Using data to address unconscious bias and boost representation
Understanding the lived experiences of young people today can help institutions tackle the unconscious biases that deter under-represented groups from entering higher education
Unconscious bias is defined as unconscious favouritism towards – or prejudice against – a particular group of people, whether defined by their ethnicity, gender, or another characteristic that influences action or perception.
At a recent discussion held during Times Higher Education’s HashtagHigherEd UK event, and hosted by SFS Media, Cailean Carvalho, executive director of SFS Media, stated that, for him, unconscious bias has a much stronger connection to lived experience.
“We talk a lot about listening to young people, but there aren’t any young people at this event,” Carvalho said. “As marketers, we can’t possibly understand all the lived experiences of young people today.

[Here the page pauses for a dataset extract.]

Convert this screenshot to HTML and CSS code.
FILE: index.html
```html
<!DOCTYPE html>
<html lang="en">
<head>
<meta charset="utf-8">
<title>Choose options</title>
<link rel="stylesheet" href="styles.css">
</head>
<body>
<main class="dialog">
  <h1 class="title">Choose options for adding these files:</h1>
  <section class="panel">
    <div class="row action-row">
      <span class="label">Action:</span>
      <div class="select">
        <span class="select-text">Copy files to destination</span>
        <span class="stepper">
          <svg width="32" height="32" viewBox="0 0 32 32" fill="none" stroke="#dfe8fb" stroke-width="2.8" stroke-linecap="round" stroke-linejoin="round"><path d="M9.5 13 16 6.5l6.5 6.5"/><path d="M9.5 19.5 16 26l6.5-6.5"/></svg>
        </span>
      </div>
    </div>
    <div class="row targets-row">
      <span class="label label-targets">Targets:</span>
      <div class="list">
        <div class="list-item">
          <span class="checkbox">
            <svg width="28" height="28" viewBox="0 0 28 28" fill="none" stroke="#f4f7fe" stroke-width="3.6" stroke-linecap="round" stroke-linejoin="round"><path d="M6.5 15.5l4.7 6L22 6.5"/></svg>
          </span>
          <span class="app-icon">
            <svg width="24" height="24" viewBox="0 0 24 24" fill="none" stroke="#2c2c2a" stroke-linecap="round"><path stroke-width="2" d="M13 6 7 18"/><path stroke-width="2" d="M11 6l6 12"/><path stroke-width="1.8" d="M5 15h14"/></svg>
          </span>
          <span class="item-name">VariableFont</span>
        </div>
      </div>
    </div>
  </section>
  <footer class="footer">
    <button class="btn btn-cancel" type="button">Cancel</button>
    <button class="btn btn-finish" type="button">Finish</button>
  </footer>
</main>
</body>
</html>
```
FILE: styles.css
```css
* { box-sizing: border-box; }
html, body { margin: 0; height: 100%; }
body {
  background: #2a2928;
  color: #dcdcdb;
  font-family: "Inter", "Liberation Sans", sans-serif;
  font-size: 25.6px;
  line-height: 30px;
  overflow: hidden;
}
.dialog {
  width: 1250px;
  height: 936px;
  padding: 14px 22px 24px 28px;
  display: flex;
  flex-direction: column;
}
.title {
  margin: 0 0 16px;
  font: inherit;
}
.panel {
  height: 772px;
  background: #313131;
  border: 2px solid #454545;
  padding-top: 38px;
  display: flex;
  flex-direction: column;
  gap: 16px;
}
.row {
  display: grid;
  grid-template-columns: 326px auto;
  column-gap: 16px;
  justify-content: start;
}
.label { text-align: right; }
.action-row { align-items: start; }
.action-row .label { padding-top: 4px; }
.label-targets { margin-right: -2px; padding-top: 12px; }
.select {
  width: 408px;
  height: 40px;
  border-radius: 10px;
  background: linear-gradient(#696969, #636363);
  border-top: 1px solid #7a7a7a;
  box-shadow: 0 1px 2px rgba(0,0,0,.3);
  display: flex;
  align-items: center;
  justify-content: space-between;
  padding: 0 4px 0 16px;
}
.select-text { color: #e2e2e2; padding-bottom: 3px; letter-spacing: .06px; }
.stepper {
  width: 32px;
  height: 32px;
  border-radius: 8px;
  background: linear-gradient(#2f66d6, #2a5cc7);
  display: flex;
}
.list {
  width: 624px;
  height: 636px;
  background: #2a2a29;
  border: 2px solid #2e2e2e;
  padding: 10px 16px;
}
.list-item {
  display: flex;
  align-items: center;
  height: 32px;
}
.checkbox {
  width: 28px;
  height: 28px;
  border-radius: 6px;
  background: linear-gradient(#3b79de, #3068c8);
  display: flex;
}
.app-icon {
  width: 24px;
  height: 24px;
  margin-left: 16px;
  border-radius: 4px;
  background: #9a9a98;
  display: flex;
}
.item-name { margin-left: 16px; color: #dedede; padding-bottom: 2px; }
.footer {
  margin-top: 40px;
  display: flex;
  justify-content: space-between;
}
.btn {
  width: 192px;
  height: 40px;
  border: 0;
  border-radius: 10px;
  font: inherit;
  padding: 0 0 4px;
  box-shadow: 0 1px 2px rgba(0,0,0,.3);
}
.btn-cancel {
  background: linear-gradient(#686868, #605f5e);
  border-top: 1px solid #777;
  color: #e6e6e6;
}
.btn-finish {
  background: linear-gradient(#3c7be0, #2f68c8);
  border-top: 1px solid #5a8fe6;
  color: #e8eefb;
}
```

So, it’s important we have access to a robust set of data to help us view our unconscious biases.”
Gaining an understanding of these unconscious biases is important because they can lead to poor decision-making. “If you don’t have the data, you could be making poor choices that are limiting your growth,” Carvalho noted. “You may be excluding young people without realising it, which reduces social mobility. And Gen Z wants you to address this issue. According to our research, young people rate diversity as the number one value that they want to see from universities.”
Carvalho was also keen to point out that having bias does not mean an individual has any ill intent. “It’s OK to have bias – the vast majority of us have it,” he said. “What’s important is closing the gap between your perception and reality. Do you have regular, open conversations about inclusivity, do you include young voices, and do you measure campaign performance with individuals of different characteristics?”

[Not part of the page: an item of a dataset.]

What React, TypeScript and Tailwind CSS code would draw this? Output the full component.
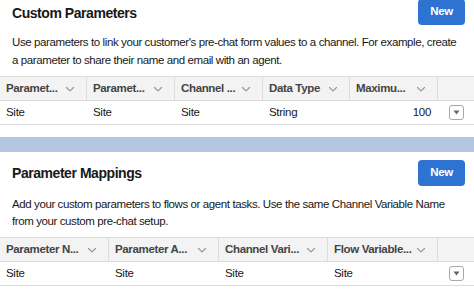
import React from "react";

const Chevron = () => (
  <svg width="12" height="12" viewBox="0 0 12 12" fill="none" className="shrink-0">
    <path d="M2.5 4.5 L6 7.8 L9.5 4.5" stroke="#939393" strokeWidth="1.1" strokeLinecap="round" strokeLinejoin="round" />
  </svg>
);

const RowMenu = () => (
  <div className="w-[15px] h-[15px] border border-[#a8a8a8] rounded-[3px] flex items-center justify-center bg-white">
    <svg width="7" height="5" viewBox="0 0 7 5">
      <path d="M0.5 0.5 L6.5 0.5 L3.5 4.5 Z" fill="#666" />
    </svg>
  </div>
);

type Col = { label: string; w: number; value: string; right?: boolean };

function Table({ cols }: { cols: Col[] }) {
  return (
    <div className="w-full">
      <div className="flex h-[25px] bg-[#f3f3f3] border-t border-b border-[#dcdcdc]">
        {cols.map((c, i) => (
          <div
            key={i}
            style={{ width: c.w }}
            className="flex items-center justify-between pl-[6px] pr-[10px] border-r border-[#dcdcdc] shrink-0"
          >
            <span className="text-[11.5px] tracking-[-0.35px] font-bold text-[#444444] whitespace-nowrap">{c.label}</span>
            <Chevron />
          </div>
        ))}
        <div className="flex-1" />
      </div>
      <div className="flex h-[24px] border-b border-[#dcdcdc] bg-white">
        {cols.map((c, i) => (
          <div
            key={i}
            style={{ width: c.w }}
            className={`flex items-center shrink-0 px-[6px] ${c.right ? "justify-end pr-[7px]" : ""}`}
          >
            <span className="text-[11.5px] tracking-[-0.3px] text-[#181818]">{c.value}</span>
          </div>
        ))}
        <div className="flex-1 flex items-center justify-center">
          <RowMenu />
        </div>
      </div>
    </div>
  );
}

export default function App() {
  const cols1: Col[] = [
    { label: "Paramet...", w: 87, value: "Site" },
    { label: "Paramet...", w: 88, value: "Site" },
    { label: "Channel ...", w: 88, value: "Site" },
    { label: "Data Type", w: 87, value: "String" },
    { label: "Maximu...", w: 88, value: "100", right: true },
  ];
  const cols2: Col[] = [
    { label: "Parameter N...", w: 109, value: "Site" },
    { label: "Parameter A...", w: 110, value: "Site" },
    { label: "Channel Vari...", w: 109, value: "Site" },
    { label: "Flow Variable...", w: 110, value: "Site" },
  ];
  return (
    <div
      className="w-[474px] h-[293px] overflow-hidden bg-white text-[#181818]"
      style={{ fontFamily: '"Liberation Sans", Arial, sans-serif' }}
    >
      <div className="h-[137px] flex flex-col">
        <div className="flex items-center justify-between pl-[12px] pr-[9px] h-[26px] -mt-px">
          <h2 className="text-[14px] tracking-[-0.45px] font-bold pt-[2px]">Custom Parameters</h2>
          <button className="w-[47px] h-[26px] rounded-[4px] bg-[#2e72d2] text-white text-[11.5px] tracking-[-0.3px] font-bold">New</button>
        </div>
        <p className="pl-[12px] mt-[8px] text-[11.5px] tracking-[-0.4px] leading-[18px] whitespace-nowrap">
          Use parameters to link your customer's pre-chat form values to a channel. For example, create
          <br />
          a parameter to share their name and email with an agent.
        </p>
        <div className="mt-[7px]">
          <Table cols={cols1} />
        </div>
      </div>
      <div className="h-[15px] bg-[#b3c5e1]" />
      <div className="flex flex-col">
        <div className="flex items-center justify-between pl-[12px] pr-[9px] h-[26px] mt-[8px]">
          <h2 className="text-[14px] tracking-[-0.45px] font-bold">Parameter Mappings</h2>
          <button className="w-[47px] h-[26px] rounded-[4px] bg-[#2e72d2] text-white text-[11.5px] tracking-[-0.3px] font-bold">New</button>
        </div>
        <p className="pl-[12px] mt-[10px] text-[11.5px] tracking-[-0.4px] leading-[17px] whitespace-nowrap">
          Add your custom parameters to flows or agent tasks. Use the same Channel Variable Name
          <br />
          from your custom pre-chat setup.
        </p>
        <div className="mt-[7px]">
          <Table cols={cols2} />
        </div>
      </div>
    </div>
  );
}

After a decade of development and expenditure on widening participation, research involving thousands of responses from young people found that the traditional methods used to target prospective students aren’t working. In particular, universities still struggle to target Asian and black communities, with the numbers showing that non-inclusivity begins at open days.

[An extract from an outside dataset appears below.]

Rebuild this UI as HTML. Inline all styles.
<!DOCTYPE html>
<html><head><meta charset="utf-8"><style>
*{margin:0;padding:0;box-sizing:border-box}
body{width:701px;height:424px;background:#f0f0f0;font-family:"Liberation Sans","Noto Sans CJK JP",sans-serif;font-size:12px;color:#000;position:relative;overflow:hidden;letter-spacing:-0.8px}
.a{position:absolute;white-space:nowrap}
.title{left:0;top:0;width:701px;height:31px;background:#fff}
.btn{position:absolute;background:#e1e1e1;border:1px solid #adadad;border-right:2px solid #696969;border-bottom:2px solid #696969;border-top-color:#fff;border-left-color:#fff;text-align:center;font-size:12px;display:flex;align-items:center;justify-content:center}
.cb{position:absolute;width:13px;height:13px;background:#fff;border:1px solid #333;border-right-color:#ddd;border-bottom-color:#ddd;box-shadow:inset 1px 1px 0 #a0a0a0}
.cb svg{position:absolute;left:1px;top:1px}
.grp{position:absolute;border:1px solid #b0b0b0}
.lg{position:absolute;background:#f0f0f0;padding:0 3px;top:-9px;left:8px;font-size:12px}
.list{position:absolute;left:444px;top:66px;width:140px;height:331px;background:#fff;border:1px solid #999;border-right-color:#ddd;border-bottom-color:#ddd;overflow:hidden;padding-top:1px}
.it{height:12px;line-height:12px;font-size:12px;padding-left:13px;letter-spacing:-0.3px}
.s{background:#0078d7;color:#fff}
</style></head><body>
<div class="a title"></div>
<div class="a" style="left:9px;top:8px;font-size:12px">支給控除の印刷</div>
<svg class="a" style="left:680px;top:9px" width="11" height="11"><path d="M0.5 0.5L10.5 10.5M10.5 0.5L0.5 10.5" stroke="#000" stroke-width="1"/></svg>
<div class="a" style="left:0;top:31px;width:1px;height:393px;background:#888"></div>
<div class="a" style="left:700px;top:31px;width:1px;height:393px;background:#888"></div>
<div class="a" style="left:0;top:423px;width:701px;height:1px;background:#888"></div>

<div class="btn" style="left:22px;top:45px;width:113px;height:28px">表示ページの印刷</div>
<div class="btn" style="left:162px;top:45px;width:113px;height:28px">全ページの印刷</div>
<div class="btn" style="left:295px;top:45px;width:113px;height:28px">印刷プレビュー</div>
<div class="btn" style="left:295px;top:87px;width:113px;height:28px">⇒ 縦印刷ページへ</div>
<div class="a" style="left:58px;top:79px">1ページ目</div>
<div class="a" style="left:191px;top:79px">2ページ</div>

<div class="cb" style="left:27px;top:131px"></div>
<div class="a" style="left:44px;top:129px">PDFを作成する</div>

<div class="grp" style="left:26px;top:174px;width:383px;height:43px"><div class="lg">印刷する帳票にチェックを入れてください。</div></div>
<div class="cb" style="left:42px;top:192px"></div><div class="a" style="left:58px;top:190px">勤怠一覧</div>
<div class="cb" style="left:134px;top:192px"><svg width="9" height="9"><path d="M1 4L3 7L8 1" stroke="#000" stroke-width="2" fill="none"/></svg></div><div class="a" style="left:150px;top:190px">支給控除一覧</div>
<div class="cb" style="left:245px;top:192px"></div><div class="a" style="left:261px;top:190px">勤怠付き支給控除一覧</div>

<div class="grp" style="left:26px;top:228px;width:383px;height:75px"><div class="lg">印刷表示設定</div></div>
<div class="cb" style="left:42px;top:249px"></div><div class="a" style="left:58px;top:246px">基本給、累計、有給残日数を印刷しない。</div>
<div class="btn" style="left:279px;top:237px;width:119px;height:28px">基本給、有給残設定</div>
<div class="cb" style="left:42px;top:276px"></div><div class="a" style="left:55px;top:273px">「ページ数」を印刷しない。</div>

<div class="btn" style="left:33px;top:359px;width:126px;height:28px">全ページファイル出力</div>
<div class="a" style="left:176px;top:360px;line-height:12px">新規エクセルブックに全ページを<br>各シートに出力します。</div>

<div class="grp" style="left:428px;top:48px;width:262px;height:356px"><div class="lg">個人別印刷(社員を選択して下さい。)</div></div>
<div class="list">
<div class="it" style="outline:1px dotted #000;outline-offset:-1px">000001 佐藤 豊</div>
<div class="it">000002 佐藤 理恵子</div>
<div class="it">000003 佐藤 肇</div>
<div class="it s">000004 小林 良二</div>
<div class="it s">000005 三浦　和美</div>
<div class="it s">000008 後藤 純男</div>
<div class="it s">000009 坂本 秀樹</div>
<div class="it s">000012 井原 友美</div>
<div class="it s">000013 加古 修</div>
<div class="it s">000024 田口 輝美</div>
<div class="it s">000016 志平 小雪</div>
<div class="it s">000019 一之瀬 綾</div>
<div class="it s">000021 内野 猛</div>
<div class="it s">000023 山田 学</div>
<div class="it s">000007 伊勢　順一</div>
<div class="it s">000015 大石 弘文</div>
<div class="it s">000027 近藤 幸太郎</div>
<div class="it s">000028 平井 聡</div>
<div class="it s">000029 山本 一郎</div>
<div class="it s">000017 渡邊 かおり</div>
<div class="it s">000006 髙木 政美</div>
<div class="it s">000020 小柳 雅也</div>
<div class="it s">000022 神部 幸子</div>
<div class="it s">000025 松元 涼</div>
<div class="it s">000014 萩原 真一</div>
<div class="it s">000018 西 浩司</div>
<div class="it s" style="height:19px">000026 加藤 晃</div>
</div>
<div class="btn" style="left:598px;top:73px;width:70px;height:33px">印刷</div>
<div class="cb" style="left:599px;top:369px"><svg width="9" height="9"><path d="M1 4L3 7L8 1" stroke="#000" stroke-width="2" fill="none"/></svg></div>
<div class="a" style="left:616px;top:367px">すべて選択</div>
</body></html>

“Looking at gender equality, we have verified millions of data points to show that communications disproportionately target males,” Carvalho said. “Gender-biased language leads to a lack of inclusivity. And when it comes to your marketing, it’s simply more efficient to be more inclusive.”
When institutions take the time to engage with underrepresented communities, they are able to build strong connections. “[These groups] feel seen, they feel a resonance with your brand,” Carvalho said.
“If you want to measure and address your unconscious bias, source the relevant data,” Carvalho concluded. “Be aware that you’re unaware. Get data on your blind spots. Then take action, test, and learn from feedback. It’s OK to make mistakes. Widening participation is about more than boosting university intake numbers; it’s a moral concern. One that we are keen to support.”